MANAGERS often insist their teams will bounce back after heavy defeats – but when you’ve suffered your county’s biggest senior loss for almost three-quarters of a century there’s no point making empty promises.
Tyrone joint-boss Brian Dooher was clearly aware that there’s much work and soul-searching to be done after Dublin destroyed them by 21 points in the last round of League Division One on Sunday, the hosts winning 5-18 to 0-12 in Croke Park. Not since an 8-7 to 0-3 in the 1950 Ulster Championship by Cavan has a Tyrone senior side lost by so much.
One consolation is that Tyrone will await the winners of this year’s Ulster SFC preliminary round, so there’s time to take stock, as Dooher accepted:
“We need to take a good look at ourselves, both players and managers going forward for the next three or four weeks to get ready for Monaghan or Cavan in the championship…
“It’s an opportunity for us to settle ourselves again, to get back and get three weeks’ good work done. You have four weeks to the Championship, so you get two to three weeks of good work done.
“You just need to use every day the best way possible to get yourself ready for it.”
Tyrone have suffered shellackings before, of course, including in Dooher’s first season in charge with Feargal Logan of 2021, hammered by 16 points away to Kerry in a League semi-final.
The Red Hands recovered to win the All-Ireland, and asked what lessons could be drawn from that experience, Dooher responded:
“There’s a bit of personal responsibility for everybody, first and foremost, and you have to look at yourself in the mirror and see what you did or didn’t do well.
“We start from there, and if we do that all individually, first and then collectively as a group, that’s how we have to start addressing things because, let’s be honest, Dublin got doing what they wanted to do, and to be fair, they worked really hard. They just outworked us and outplayed us once they had the ball.”
Obviously there’s a danger that team morale could be badly damaged by Sunday’s shocking setback, especially with so many younger players in the Tyrone team, as Dooher is aware:
“There is a lot of young boys there, and I suppose it’s a chastening experience for them, but at the same time, at this level of football, there’s very little forgiveness.
“If you don’t turn up every day, you’re going to be found out, and we certainly were, by a very good footballing team.”

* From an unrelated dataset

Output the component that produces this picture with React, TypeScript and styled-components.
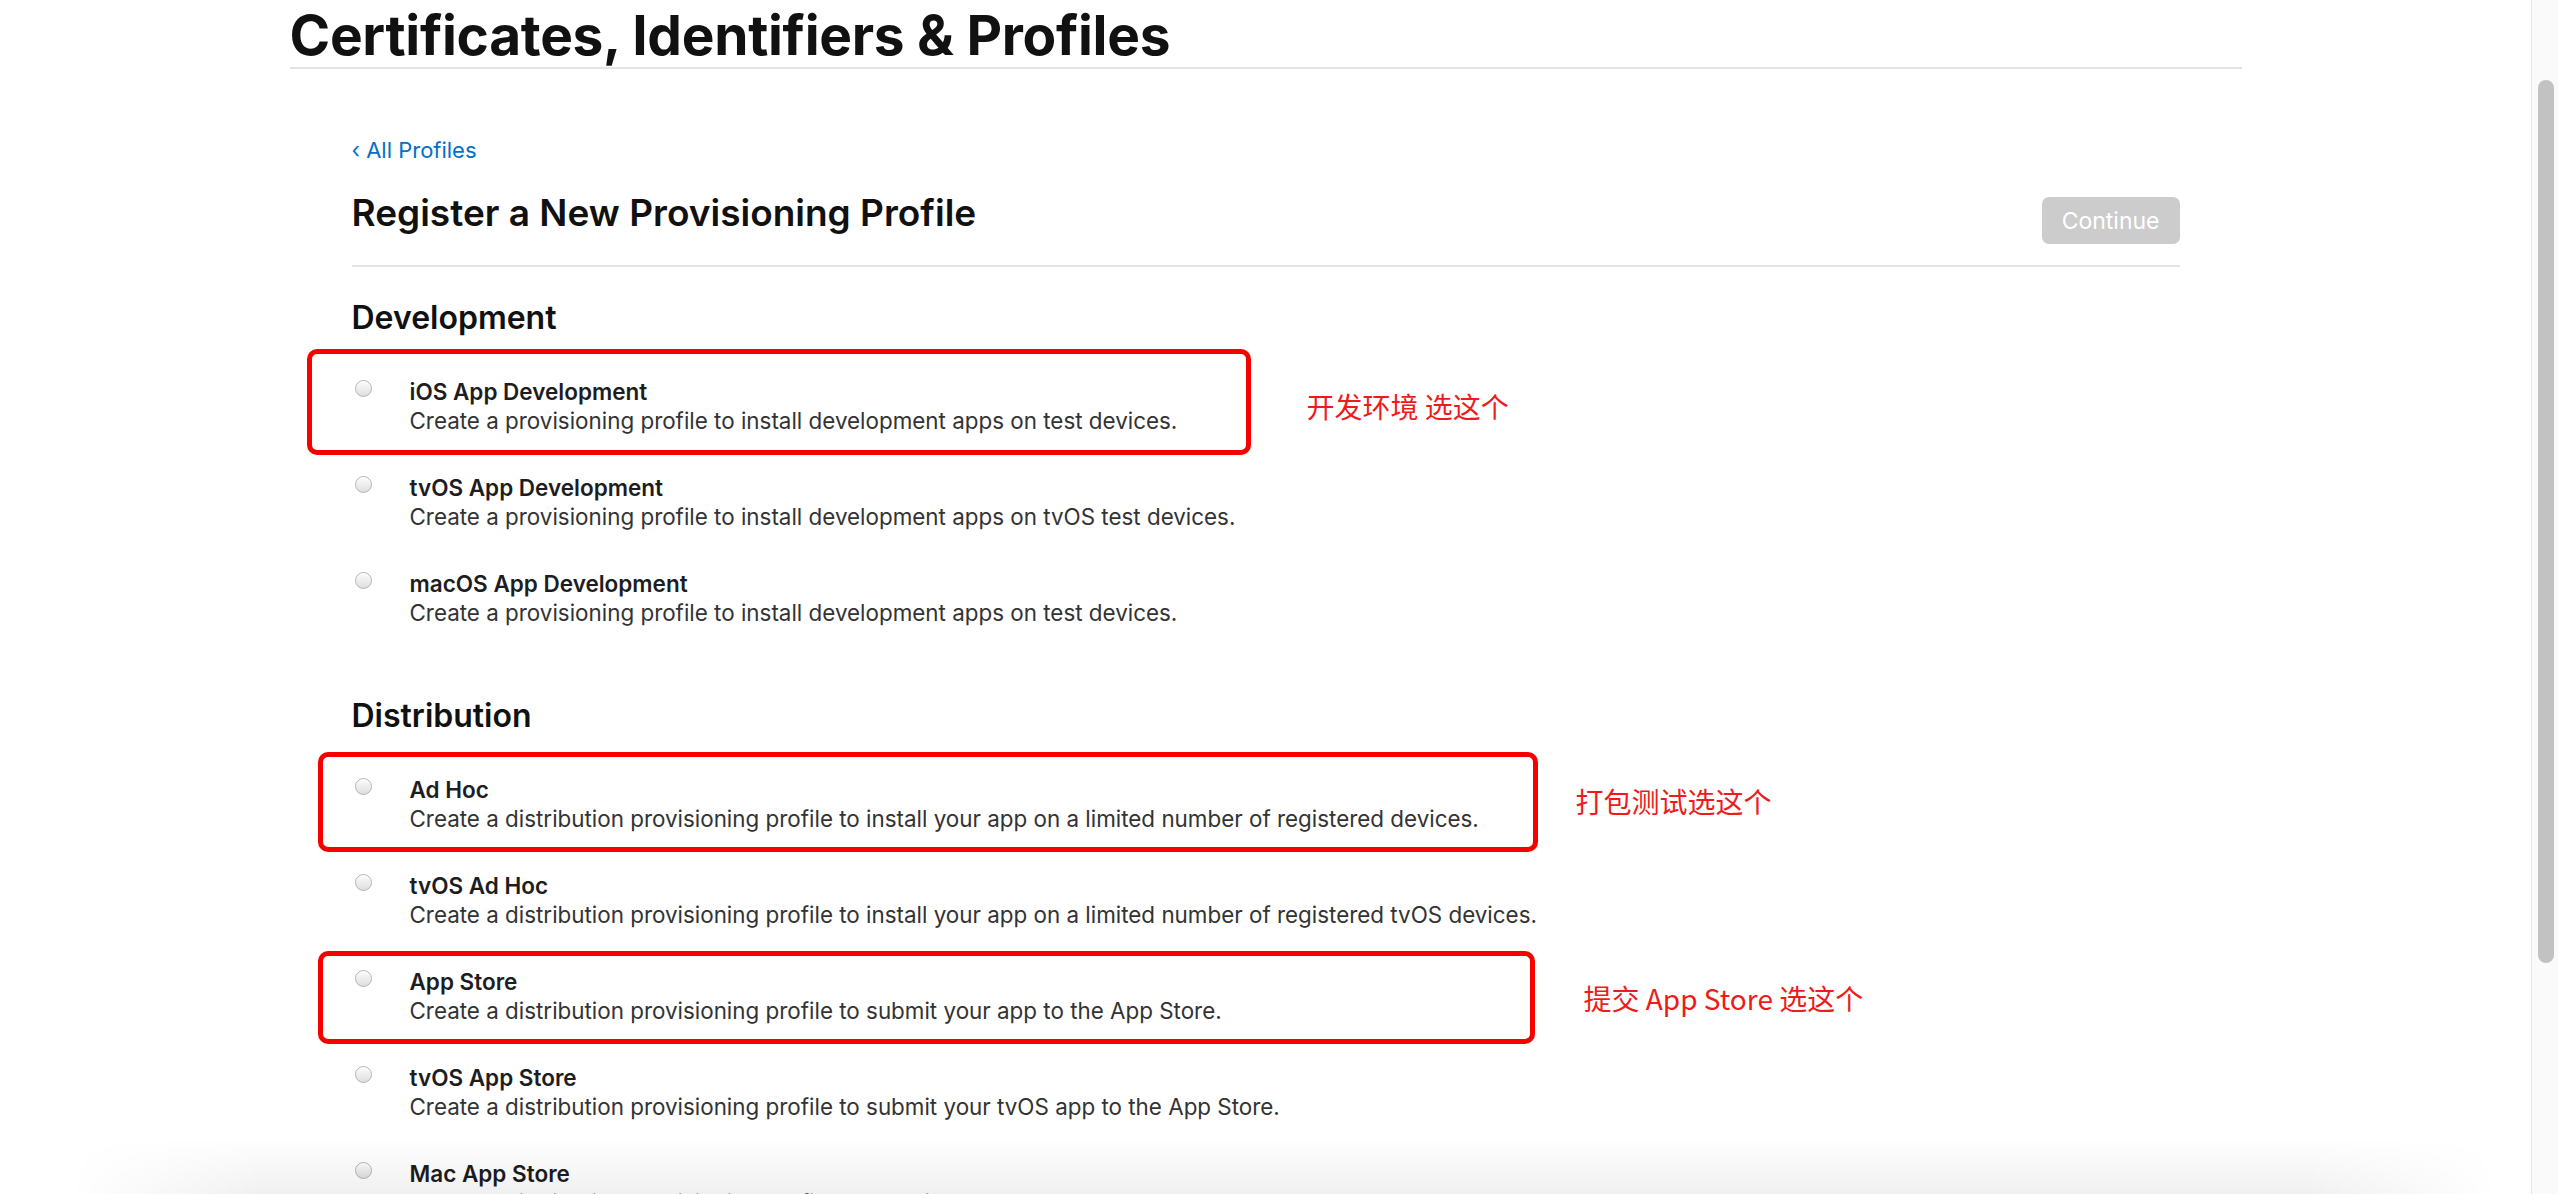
import styled, { createGlobalStyle } from 'styled-components';

interface Note {
  text: string;
  box: { left: number; top: number; width: number; height: number };
  at: { left: number; top: number };
}

interface Profile {
  id: string;
  name: string;
  description: string;
  note?: Note;
}

interface Group {
  id: string;
  title: string;
  profiles: Profile[];
}

const groups: Group[] = [
  {
    id: 'development',
    title: 'Development',
    profiles: [
      {
        id: 'ios-dev',
        name: 'iOS App Development',
        description:
          'Create a provisioning profile to install development apps on test devices.',
        note: {
          text: '开发环境 选这个',
          box: { left: -45, top: -28, width: 944, height: 106 },
          at: { left: 955, top: 12 },
        },
      },
      {
        id: 'tvos-dev',
        name: 'tvOS App Development',
        description:
          'Create a provisioning profile to install development apps on tvOS test devices.',
      },
      {
        id: 'macos-dev',
        name: 'macOS App Development',
        description:
          'Create a provisioning profile to install development apps on test devices.',
      },
    ],
  },
  {
    id: 'distribution',
    title: 'Distribution',
    profiles: [
      {
        id: 'adhoc',
        name: 'Ad Hoc',
        description:
          'Create a distribution provisioning profile to install your app on a limited number of registered devices.',
        note: {
          text: '打包测试选这个',
          box: { left: -34, top: -23, width: 1220, height: 100 },
          at: { left: 1224, top: 9 },
        },
      },
      {
        id: 'tvos-adhoc',
        name: 'tvOS Ad Hoc',
        description:
          'Create a distribution provisioning profile to install your app on a limited number of registered tvOS devices.',
      },
      {
        id: 'appstore',
        name: 'App Store',
        description:
          'Create a distribution provisioning profile to submit your app to the App Store.',
        note: {
          text: '提交 App Store 选这个',
          box: { left: -34, top: -16, width: 1217, height: 93 },
          at: { left: 1232, top: 14 },
        },
      },
      {
        id: 'tvos-appstore',
        name: 'tvOS App Store',
        description:
          'Create a distribution provisioning profile to submit your tvOS app to the App Store.',
      },
      {
        id: 'mac-appstore',
        name: 'Mac App Store',
        description:
          'Create a distribution provisioning profile to submit your app to the Mac App Store.',
      },
    ],
  },
];

const App = () => {
  return (
    <Page>
      <GlobalStyle />
      <Main>
        <Wrapper>
          <PageTitle>Certificates, Identifiers &amp; Profiles</PageTitle>
          <Content>
            <BackLink href="#">‹ All Profiles</BackLink>
            <HeaderRow>
              <Heading>Register a New Provisioning Profile</Heading>
              <ContinueButton disabled>Continue</ContinueButton>
            </HeaderRow>
            {groups.map((group) => (
              <Section key={group.id}>
                <SectionTitle>{group.title}</SectionTitle>
                <List>
                  {group.profiles.map((p) => (
                    <Row key={p.id}>
                      <Radio />
                      <Texts>
                        <Name>{p.name}</Name>
                        <Description>{p.description}</Description>
                      </Texts>
                      {p.note && (
                        <>
                          <MarkBox
                            $left={p.note.box.left}
                            $top={p.note.box.top}
                            $width={p.note.box.width}
                            $height={p.note.box.height}
                          />
                          <NoteText $left={p.note.at.left} $top={p.note.at.top}>
                            {p.note.text}
                          </NoteText>
                        </>
                      )}
                    </Row>
                  ))}
                </List>
              </Section>
            ))}
          </Content>
        </Wrapper>
      </Main>
      <Track>
        <Thumb />
      </Track>
      <BottomShade />
    </Page>
  );
};

export default App;

const GlobalStyle = createGlobalStyle`
  html, body {
    margin: 0;
    padding: 0;
    background: #fff;
    overflow: hidden;
  }

  body {
    font-family: Inter, "Noto Sans", "Liberation Sans", sans-serif;
    -webkit-font-smoothing: antialiased;
  }
`;

const Page = styled.div`
  position: relative;
  display: flex;
  height: 100vh;
  overflow: hidden;
`;

const Main = styled.div`
  flex: 1;
  overflow: hidden;
`;

const Wrapper = styled.div`
  width: 1952px;
  margin: 0 auto;
`;

const PageTitle = styled.h1`
  margin: 3px 0 0;
  font-size: 55px;
  line-height: 64px;
  font-weight: 700;
  letter-spacing: -0.3px;
  color: #111;
  border-bottom: 2px solid #e4e4e4;
`;

const Content = styled.div`
  padding: 0 62px;
`;

const BackLink = styled.a`
  display: block;
  margin-top: 67px;
  font-size: 22px;
  line-height: 29px;
  color: #0070c9;
  text-decoration: none;
`;

const HeaderRow = styled.div`
  display: flex;
  justify-content: space-between;
  align-items: flex-start;
  margin-top: 26px;
  padding-bottom: 21px;
  border-bottom: 2px solid #e4e4e4;
`;

const Heading = styled.h2`
  margin: 0;
  font-size: 37px;
  line-height: 44px;
  font-weight: 600;
  color: #111;
`;

const ContinueButton = styled.button`
  margin-top: 6px;
  height: 47px;
  padding: 0 20px;
  border: none;
  border-radius: 7px;
  background: #cccccc;
  color: #fff;
  font-family: inherit;
  font-size: 23px;
`;

const Section = styled.section`
  margin-top: 32px;

  & + & {
    margin-top: 70px;
  }
`;

const SectionTitle = styled.h3`
  margin: 0 0 40px;
  font-size: 32px;
  line-height: 38px;
  font-weight: 600;
  color: #111;
`;

const List = styled.div`
  display: flex;
  flex-direction: column;
  gap: 38px;
`;

const Row = styled.div`
  position: relative;
  display: flex;
  align-items: flex-start;
`;

const Radio = styled.span`
  flex: none;
  box-sizing: border-box;
  width: 17px;
  height: 17px;
  margin: 3px 38px 0 3px;
  border-radius: 50%;
  border: 1px solid #b4b4b4;
  background: linear-gradient(#fdfdfd, #dedede);
  box-shadow: inset 0 1px 1px rgba(255, 255, 255, 0.8);
`;

const Texts = styled.div`
  display: flex;
  flex-direction: column;
`;

const Name = styled.div`
  font-size: 22.5px;
  line-height: 29px;
  font-weight: 600;
  color: #1d1d1f;
`;

const Description = styled.div`
  font-size: 22.4px;
  line-height: 29px;
  color: #333;
`;

interface BoxProps {
  $left: number;
  $top: number;
  $width: number;
  $height: number;
}

const MarkBox = styled.div<BoxProps>`
  position: absolute;
  left: ${(p) => p.$left}px;
  top: ${(p) => p.$top}px;
  width: ${(p) => p.$width}px;
  height: ${(p) => p.$height}px;
  box-sizing: border-box;
  border: 5px solid #f70000;
  border-radius: 10px;
  pointer-events: none;
`;

const NoteText = styled.div<{ $left: number; $top: number }>`
  position: absolute;
  left: ${(p) => p.$left}px;
  top: ${(p) => p.$top}px;
  white-space: nowrap;
  font-family: "Noto Sans CJK SC", "Noto Sans", sans-serif;
  font-size: 28px;
  line-height: 34px;
  color: #ee1b1b;
`;

const Track = styled.div`
  flex: none;
  box-sizing: border-box;
  width: 27px;
  padding: 80px 0 0 6px;
  border-left: 1px solid #e6e6e6;
  background: #fafafa;
`;

const Thumb = styled.div`
  width: 16px;
  height: 883px;
  border-radius: 8px;
  background: #c2c2c2;
`;

const BottomShade = styled.div`
  position: absolute;
  left: 70px;
  right: 60px;
  bottom: 0;
  height: 56px;
  background: linear-gradient(to bottom, rgba(0, 0, 0, 0), rgba(0, 0, 0, 0.06));
  -webkit-mask-image: linear-gradient(to right, transparent, #000 8%, #000 92%, transparent);
  mask-image: linear-gradient(to right, transparent, #000 8%, #000 92%, transparent);
  pointer-events: none;
`;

However, Dooher believes there’s enough togetherness in the squad to avoid a sustained blow to confidence:
“The one thing is that there’s a very close group there, so we’ll take a look at it, and analyse where we did or didn’t do well.
“There’s a good enough group there, and a tight group, so we just need to get things tightened up and back on track again.
“Obviously there wasn’t much that we did do well there. I suppose there’s some things that we did well, but a lot of other things that we didn’t do.”
Dooher puts great store by video analysis of performances and will go down that route again: “We’ll sit down and look at it on the video and see where it is, whenever we are a bit more in slower time, see what happened and try to address some of the issues.”
However, he was quickly able to identify several areas of concern, at both ends of the pitch:
“The first half we had chances, didn’t take them, got turned over and were punished well for it every time. Didn’t deal with kickouts well at all. Dublin got up the field with no pressure on too many times.
“They run hard and they work hard, but they just got up the field with ease….they weren’t turned back when they were going up the field too many times.
“It’s very hard for a defence to cope with that, if that’s coming at you repeatedly, that everybody gets the ball on their first run where they want it, it’s difficult to cope with, especially against a good team.”